Please write the listing below out again exactly, leaving every picture behind.

--- begin ---

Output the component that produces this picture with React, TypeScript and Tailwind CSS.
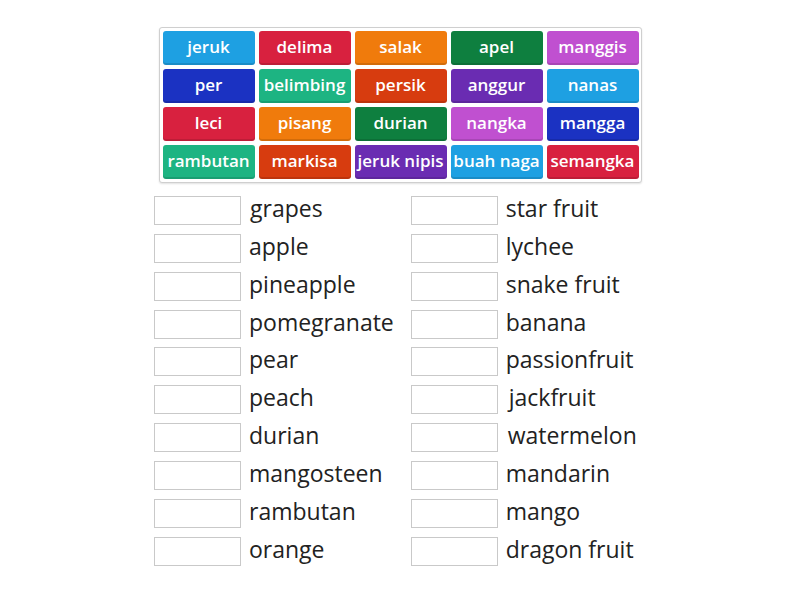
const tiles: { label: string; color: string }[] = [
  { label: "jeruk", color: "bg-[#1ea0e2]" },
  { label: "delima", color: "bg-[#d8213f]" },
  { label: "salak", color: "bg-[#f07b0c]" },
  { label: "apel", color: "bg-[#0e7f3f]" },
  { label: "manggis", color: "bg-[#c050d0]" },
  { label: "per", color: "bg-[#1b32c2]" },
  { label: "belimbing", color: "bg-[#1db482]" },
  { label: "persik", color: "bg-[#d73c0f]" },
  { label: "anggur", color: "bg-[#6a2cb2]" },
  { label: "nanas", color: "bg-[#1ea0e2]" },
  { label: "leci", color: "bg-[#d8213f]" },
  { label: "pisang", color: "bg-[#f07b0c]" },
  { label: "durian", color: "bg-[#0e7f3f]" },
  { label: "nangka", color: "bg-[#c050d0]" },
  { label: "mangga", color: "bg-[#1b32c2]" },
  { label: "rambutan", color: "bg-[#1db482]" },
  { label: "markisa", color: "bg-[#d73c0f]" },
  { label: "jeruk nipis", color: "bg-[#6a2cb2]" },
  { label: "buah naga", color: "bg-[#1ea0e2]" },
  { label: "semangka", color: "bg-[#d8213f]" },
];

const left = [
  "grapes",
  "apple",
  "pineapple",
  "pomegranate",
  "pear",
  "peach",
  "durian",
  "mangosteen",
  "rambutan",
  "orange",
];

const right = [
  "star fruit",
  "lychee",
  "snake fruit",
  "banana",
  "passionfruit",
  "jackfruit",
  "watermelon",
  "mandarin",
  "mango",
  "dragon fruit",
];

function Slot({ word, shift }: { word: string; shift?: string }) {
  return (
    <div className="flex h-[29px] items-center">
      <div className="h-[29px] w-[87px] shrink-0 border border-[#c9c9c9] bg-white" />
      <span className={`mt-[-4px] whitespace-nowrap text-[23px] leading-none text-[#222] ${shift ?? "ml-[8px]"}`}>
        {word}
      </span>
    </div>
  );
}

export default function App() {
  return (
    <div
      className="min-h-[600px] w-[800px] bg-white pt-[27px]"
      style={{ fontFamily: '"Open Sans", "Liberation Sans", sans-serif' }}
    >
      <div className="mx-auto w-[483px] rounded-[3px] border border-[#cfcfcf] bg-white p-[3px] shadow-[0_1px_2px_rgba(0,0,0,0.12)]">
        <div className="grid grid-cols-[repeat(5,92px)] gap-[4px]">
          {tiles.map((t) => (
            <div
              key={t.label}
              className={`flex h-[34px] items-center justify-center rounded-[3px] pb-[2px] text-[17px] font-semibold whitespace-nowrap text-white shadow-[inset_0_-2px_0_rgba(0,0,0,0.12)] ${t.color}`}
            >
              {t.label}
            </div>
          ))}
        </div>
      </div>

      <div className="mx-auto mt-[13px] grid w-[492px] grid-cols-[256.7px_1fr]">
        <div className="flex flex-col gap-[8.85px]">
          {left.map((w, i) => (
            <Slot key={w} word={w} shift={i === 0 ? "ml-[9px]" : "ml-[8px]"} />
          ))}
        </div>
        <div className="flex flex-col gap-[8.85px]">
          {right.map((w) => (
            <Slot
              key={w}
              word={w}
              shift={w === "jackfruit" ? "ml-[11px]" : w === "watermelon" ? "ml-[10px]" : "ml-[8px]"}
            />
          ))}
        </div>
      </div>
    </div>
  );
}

--- end ---

Problem solution =>
Output the component that produces this picture with React, TypeScript and Tailwind CSS.
const tiles: { label: string; color: string }[] = [
  { label: "jeruk", color: "bg-[#1ea0e2]" },
  { label: "delima", color: "bg-[#d8213f]" },
  { label: "salak", color: "bg-[#f07b0c]" },
  { label: "apel", color: "bg-[#0e7f3f]" },
  { label: "manggis", color: "bg-[#c050d0]" },
  { label: "per", color: "bg-[#1b32c2]" },
  { label: "belimbing", color: "bg-[#1db482]" },
  { label: "persik", color: "bg-[#d73c0f]" },
  { label: "anggur", color: "bg-[#6a2cb2]" },
  { label: "nanas", color: "bg-[#1ea0e2]" },
  { label: "leci", color: "bg-[#d8213f]" },
  { label: "pisang", color: "bg-[#f07b0c]" },
  { label: "durian", color: "bg-[#0e7f3f]" },
  { label: "nangka", color: "bg-[#c050d0]" },
  { label: "mangga", color: "bg-[#1b32c2]" },
  { label: "rambutan", color: "bg-[#1db482]" },
  { label: "markisa", color: "bg-[#d73c0f]" },
  { label: "jeruk nipis", color: "bg-[#6a2cb2]" },
  { label: "buah naga", color: "bg-[#1ea0e2]" },
  { label: "semangka", color: "bg-[#d8213f]" },
];

const left = [
  "grapes",
  "apple",
  "pineapple",
  "pomegranate",
  "pear",
  "peach",
  "durian",
  "mangosteen",
  "rambutan",
  "orange",
];

const right = [
  "star fruit",
  "lychee",
  "snake fruit",
  "banana",
  "passionfruit",
  "jackfruit",
  "watermelon",
  "mandarin",
  "mango",
  "dragon fruit",
];

function Slot({ word, shift }: { word: string; shift?: string }) {
  return (
    <div className="flex h-[29px] items-center">
      <div className="h-[29px] w-[87px] shrink-0 border border-[#c9c9c9] bg-white" />
      <span className={`mt-[-4px] whitespace-nowrap text-[23px] leading-none text-[#222] ${shift ?? "ml-[8px]"}`}>
        {word}
      </span>
    </div>
  );
}

export default function App() {
  return (
    <div
      className="min-h-[600px] w-[800px] bg-white pt-[27px]"
      style={{ fontFamily: '"Open Sans", "Liberation Sans", sans-serif' }}
    >
      <div className="mx-auto w-[483px] rounded-[3px] border border-[#cfcfcf] bg-white p-[3px] shadow-[0_1px_2px_rgba(0,0,0,0.12)]">
        <div className="grid grid-cols-[repeat(5,92px)] gap-[4px]">
          {tiles.map((t) => (
            <div
              key={t.label}
              className={`flex h-[34px] items-center justify-center rounded-[3px] pb-[2px] text-[17px] font-semibold whitespace-nowrap text-white shadow-[inset_0_-2px_0_rgba(0,0,0,0.12)] ${t.color}`}
            >
              {t.label}
            </div>
          ))}
        </div>
      </div>

      <div className="mx-auto mt-[13px] grid w-[492px] grid-cols-[256.7px_1fr]">
        <div className="flex flex-col gap-[8.85px]">
          {left.map((w, i) => (
            <Slot key={w} word={w} shift={i === 0 ? "ml-[9px]" : "ml-[8px]"} />
          ))}
        </div>
        <div className="flex flex-col gap-[8.85px]">
          {right.map((w) => (
            <Slot
              key={w}
              word={w}
              shift={w === "jackfruit" ? "ml-[11px]" : w === "watermelon" ? "ml-[10px]" : "ml-[8px]"}
            />
          ))}
        </div>
      </div>
    </div>
  );
}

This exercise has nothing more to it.